Instructions to follow
Say how many lines contain the word "components". Only the number should be given.

Code that builds pages:
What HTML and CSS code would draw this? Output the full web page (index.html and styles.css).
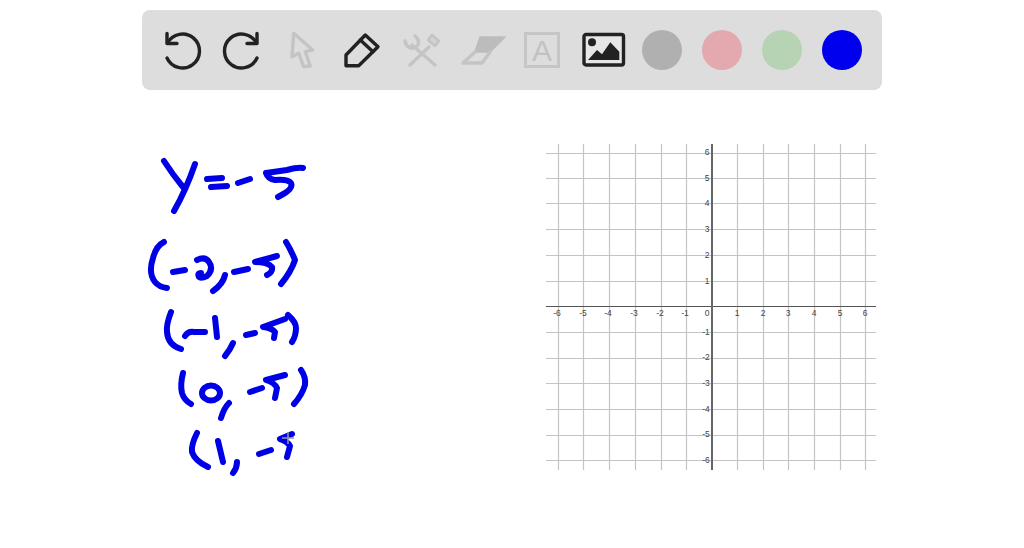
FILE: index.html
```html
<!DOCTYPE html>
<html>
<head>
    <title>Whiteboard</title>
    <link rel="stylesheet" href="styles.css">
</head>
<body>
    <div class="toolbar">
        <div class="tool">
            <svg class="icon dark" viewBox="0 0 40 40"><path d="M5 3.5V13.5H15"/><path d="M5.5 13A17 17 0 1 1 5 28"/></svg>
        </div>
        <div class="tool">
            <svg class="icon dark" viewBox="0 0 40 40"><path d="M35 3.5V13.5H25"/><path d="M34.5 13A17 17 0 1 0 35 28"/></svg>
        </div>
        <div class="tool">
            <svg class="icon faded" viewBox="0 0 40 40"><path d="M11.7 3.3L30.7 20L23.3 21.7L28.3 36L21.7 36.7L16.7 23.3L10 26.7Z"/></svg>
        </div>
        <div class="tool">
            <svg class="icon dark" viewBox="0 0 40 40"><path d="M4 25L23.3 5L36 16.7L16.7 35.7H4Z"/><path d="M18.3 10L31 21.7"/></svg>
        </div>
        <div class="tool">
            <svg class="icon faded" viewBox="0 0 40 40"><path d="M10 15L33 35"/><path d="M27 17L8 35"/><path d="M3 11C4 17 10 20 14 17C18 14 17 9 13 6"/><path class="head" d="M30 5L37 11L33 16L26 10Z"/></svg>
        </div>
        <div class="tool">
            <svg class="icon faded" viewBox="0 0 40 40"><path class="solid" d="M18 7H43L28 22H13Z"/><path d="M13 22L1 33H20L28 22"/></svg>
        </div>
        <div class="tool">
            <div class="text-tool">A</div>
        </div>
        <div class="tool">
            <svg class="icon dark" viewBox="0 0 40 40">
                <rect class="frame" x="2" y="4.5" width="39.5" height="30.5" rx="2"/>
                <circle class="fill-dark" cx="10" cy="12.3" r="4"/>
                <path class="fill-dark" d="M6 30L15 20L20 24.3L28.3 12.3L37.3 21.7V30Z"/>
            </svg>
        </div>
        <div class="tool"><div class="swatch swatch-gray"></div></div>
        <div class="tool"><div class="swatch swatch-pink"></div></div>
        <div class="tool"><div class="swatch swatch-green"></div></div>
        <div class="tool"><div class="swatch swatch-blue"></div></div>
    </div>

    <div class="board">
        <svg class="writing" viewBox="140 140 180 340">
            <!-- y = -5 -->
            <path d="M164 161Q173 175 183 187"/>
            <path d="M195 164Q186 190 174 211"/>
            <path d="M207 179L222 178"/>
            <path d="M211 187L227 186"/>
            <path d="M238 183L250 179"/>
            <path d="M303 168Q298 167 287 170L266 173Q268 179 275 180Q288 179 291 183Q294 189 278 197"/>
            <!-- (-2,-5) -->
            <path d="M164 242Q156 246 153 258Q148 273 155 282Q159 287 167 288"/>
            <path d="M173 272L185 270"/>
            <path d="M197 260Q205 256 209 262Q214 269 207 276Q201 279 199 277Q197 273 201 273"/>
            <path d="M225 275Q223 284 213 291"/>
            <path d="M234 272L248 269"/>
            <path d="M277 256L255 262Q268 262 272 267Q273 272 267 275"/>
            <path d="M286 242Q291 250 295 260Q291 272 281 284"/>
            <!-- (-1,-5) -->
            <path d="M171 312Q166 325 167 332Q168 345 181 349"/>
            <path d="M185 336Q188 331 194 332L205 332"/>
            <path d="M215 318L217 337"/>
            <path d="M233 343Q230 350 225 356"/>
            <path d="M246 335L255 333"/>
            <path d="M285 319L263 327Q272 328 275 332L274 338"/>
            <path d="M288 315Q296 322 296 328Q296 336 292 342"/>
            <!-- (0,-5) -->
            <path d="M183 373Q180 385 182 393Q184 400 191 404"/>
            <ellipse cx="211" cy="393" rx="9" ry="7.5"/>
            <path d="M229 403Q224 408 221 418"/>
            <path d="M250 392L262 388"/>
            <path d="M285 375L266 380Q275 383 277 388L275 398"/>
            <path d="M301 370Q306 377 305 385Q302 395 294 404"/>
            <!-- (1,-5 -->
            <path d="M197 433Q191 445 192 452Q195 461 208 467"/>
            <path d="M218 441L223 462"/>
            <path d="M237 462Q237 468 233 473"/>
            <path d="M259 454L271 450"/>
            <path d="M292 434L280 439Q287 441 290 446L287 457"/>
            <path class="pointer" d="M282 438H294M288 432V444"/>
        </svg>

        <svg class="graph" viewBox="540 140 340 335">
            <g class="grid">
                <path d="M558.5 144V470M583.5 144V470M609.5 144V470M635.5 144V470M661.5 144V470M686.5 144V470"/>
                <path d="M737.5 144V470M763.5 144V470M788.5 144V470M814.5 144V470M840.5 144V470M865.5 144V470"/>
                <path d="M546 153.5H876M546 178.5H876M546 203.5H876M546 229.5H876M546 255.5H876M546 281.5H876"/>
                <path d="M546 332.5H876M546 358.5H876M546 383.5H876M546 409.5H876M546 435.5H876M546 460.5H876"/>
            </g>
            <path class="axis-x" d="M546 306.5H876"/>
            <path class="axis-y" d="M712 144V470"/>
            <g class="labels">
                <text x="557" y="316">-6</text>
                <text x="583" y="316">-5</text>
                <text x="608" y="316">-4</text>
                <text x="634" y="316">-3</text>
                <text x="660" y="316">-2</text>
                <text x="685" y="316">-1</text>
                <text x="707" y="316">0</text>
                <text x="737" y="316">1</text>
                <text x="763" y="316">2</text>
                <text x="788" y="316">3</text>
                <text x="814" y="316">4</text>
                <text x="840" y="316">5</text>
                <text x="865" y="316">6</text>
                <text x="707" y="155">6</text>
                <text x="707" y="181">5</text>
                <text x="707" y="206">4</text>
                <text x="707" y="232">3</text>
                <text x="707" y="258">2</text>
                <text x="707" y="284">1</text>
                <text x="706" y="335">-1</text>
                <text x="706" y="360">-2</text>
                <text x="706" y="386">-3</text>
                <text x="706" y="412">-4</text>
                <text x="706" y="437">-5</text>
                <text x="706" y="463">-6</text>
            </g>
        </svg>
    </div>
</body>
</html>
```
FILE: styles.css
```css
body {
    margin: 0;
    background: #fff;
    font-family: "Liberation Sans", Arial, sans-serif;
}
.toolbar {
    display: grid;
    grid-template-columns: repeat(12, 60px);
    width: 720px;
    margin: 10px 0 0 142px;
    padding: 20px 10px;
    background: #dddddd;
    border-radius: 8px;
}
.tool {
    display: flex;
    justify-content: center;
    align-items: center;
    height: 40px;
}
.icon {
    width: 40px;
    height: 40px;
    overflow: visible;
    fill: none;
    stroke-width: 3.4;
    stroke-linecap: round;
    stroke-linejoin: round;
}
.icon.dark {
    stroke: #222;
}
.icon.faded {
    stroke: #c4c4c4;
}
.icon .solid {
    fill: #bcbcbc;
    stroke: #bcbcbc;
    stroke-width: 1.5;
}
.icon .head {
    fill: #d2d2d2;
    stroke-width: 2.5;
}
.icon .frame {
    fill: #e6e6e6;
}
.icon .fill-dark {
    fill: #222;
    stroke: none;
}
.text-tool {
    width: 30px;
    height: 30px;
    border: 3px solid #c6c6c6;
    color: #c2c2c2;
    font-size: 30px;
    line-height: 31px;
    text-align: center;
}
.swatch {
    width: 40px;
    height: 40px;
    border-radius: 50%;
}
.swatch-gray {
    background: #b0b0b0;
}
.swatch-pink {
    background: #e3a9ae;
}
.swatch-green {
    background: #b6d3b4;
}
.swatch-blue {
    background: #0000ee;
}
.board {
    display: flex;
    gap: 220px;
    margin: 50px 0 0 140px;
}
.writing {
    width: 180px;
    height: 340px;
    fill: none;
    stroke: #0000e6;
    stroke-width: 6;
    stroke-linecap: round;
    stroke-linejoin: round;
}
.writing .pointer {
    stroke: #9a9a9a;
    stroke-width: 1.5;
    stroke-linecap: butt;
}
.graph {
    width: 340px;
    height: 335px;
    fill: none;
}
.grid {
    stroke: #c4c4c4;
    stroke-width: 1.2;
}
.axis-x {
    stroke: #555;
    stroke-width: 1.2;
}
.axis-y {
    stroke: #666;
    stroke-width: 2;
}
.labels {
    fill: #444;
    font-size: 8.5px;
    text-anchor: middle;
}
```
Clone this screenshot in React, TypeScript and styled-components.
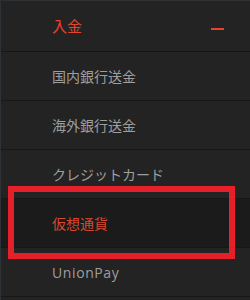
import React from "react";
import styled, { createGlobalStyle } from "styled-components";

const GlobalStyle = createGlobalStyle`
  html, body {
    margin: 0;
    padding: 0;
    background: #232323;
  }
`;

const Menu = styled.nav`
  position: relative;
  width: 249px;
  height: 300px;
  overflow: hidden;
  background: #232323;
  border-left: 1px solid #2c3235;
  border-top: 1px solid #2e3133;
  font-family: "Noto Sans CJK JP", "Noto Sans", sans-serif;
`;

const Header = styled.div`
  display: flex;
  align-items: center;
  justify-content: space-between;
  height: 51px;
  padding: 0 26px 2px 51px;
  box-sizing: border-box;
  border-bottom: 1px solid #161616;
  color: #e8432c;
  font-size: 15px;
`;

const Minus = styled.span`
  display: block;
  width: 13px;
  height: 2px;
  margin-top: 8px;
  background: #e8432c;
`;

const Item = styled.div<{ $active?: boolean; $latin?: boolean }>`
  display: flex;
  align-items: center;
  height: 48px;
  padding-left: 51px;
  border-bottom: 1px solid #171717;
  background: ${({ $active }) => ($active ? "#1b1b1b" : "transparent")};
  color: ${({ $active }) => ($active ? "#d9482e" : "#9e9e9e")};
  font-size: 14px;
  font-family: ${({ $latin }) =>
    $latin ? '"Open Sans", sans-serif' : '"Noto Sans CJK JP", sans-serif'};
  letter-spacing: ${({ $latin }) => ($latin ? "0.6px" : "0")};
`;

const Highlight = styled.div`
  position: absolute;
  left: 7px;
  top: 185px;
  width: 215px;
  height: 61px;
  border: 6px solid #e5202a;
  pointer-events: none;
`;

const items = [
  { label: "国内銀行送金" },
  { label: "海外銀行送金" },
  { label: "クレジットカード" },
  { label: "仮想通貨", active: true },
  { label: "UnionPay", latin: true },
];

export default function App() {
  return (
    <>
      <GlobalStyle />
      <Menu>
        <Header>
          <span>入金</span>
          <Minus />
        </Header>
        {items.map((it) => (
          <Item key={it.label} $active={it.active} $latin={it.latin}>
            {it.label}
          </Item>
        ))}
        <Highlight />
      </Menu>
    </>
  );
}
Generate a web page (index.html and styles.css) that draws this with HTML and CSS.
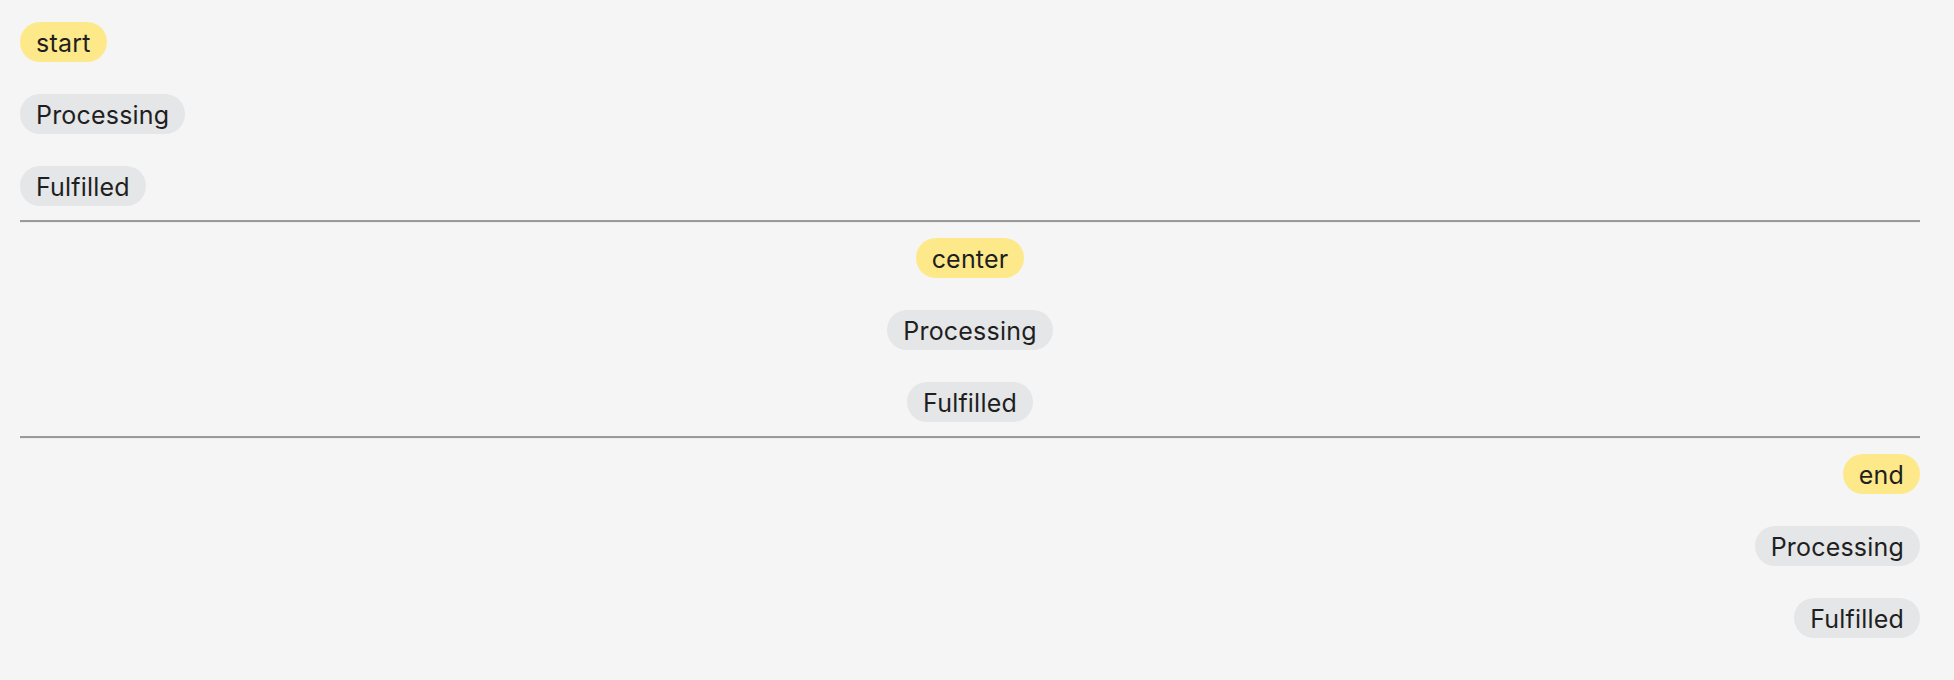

Exercise response
2